Over the past two years, the governing body has worked to raise its active participation at the school.  Governor training has had a positive impact on the effectiveness of the governing body, which has impacted on its ability to challenge and support the school strategically as a cohesive group. 

Description of nature of strategy or activity: The Role of the Governing Body in School Improvement

The governing body members are fully committed to school improvement.  They are allocated specific roles and responsibilities, which they undertake seriously.  They regularly share their findings and knowledge in meetings and follow the school’s self-improvement toolkit.  As a result, their work directly feeds into the school’s self-evaluation processes.

Trinant Primary governors bring a variety of strengths and expertise to the school.  All have specific roles to play, such as having a strategic role, or supporting school improvement in a more ‘hands on’ way.  Governors’ knowledge and participation in the day to day running of the school is a strength.  For example, the governor with responsibility for MAT (more able and talented) visits the school weekly and delivers challenging maths activities.  Other governors support with gardening, healthy cooking, and eco activities and with delivering fortnightly assemblies.  The governor with responsibility for the SER (self-evaluation report) serves as a catalyst for building evaluation capacity within the school.  These sessions allow the pupils to interact with governors, allowing for good relationships to develop and for governors to gain a greater insight into everyday school life.  In meetings, governors are better placed to share their knowledge with other governing body members, updating them for example on progress of the SDP priorities (school development plan), and the enthusiasm, engagement and behaviour of pupils.

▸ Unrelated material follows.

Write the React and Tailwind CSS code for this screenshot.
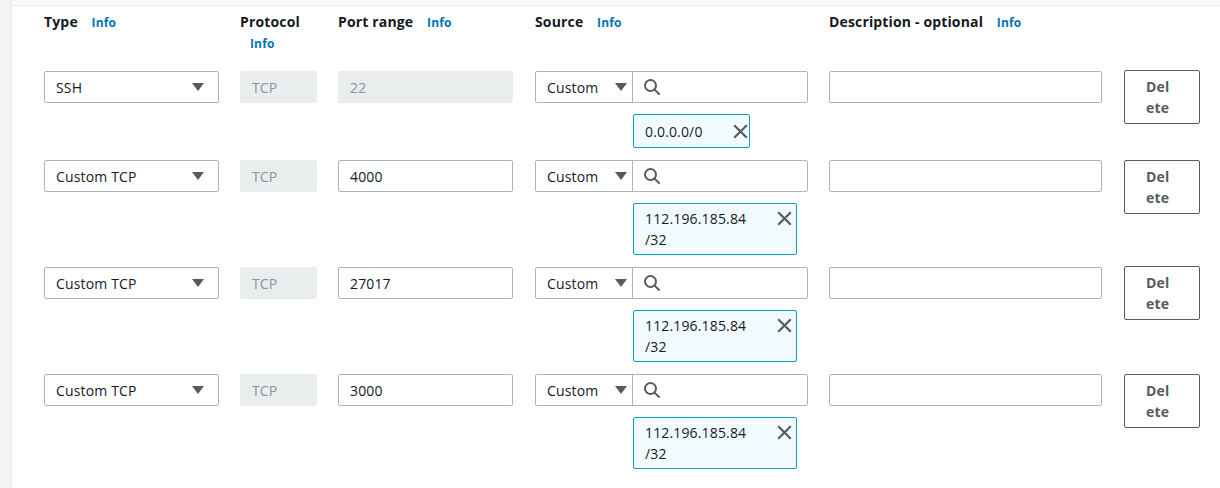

Governors fully participate in an annual school self-evaluation day in the summer term.  During this day they contribute and evaluate the impact of the SDP priorities and discuss a range of evidence provided by staff.  Governors have an honest and open discussion on the impact of priorities and the effectiveness of the SDP.  Governors challenge the impact of provision on standards and identify the next steps.  Priorities for the forthcoming year are identified effectively and governors discuss cost implications, sustainability and their relevance to national and local priorities.  A draft SDP is agreed.

At the autumn term meeting, the performance of the school compared to similar schools is considered.   Pupils’ outcomes and achievement levels are discussed and adjustments may be made to SDP in light of performance data.

A successful feature is the frequency of governors, staff and pupils meetings to discuss developments in specific areas of learning.  During these sessions, governors undertake learning walks, listen to learners and scrutinise pupil learning activities.  Progress updates on the effectiveness of the SDP also feature strongly during these discussions.

Regular governor training has underpinned the governing body’s effective self-evaluation and the ability to ask the right questions such as:

What do you know? What does it tell you? How does that compare with any benchmarking or national comparison? What do you need to improve?

The school has a strategic monthly calendar of activities.  Governors’ monitoring consists of:

  • monthly meetings with members of the finance committee that ensure that they have recent and relevant updates on spending and details of effective use of grants and outcomes for pupils
  • timetabled monthly sessions with the governor responsible for the SER, which allows for the joint monitoring of standards across the school and for effective engagement with all subject leaders
  • the governor with responsibility for ALN (additional learning needs) assessing the impact of termly provision for pupils with ALN and vulnerable groups of learners; exit and entry criteria for support are discussed and an informed discussion takes place on the next steps for the pupils and the provision
  • the governor with responsibility for attendance monitoring attendance closely in line with the Callio system (the locally agreed attendance policy and procedure) and the impact of updates and interventions
  • half termly meetings with the full governing body, often involving presentations by pupils showcasing projects, skills and standards, which gives a context to school improvement

Governor involvement continuously challenges the school to operate as an effective learning organisation. 

What impact has this work had on provision and learners’ standards?

Governors’ regular involvement in school life allows them to work as part of a team that share a common goal in seeking a high level of success for pupils.  Regular monitoring by the governing body ensures consistency in standards and of the innovative application of skills across the curriculum.  The understanding of the governing body in analysing pupil progress over time and the knowledge of standards within the school ensures that they challenge and provide support if there are variations in outcomes.  Their first-hand knowledge of the school helps to embed a deep understanding of the needs of the pupils and the wider community.  This knowledge is drawn upon when agreeing short and long term priorities for the school.

Their engagement in self-evaluation allows them to understand the needs of pupils, their rates of progress and an ability to ask challenging questions of staff, including middle and senior leaders.

How have you shared your good practice?

There is considerable school-to-school working within the cluster, local authority and across the consortia.  This has been shared in the form of Lead Network Schools (LNS) and via numerous bespoke partnerships.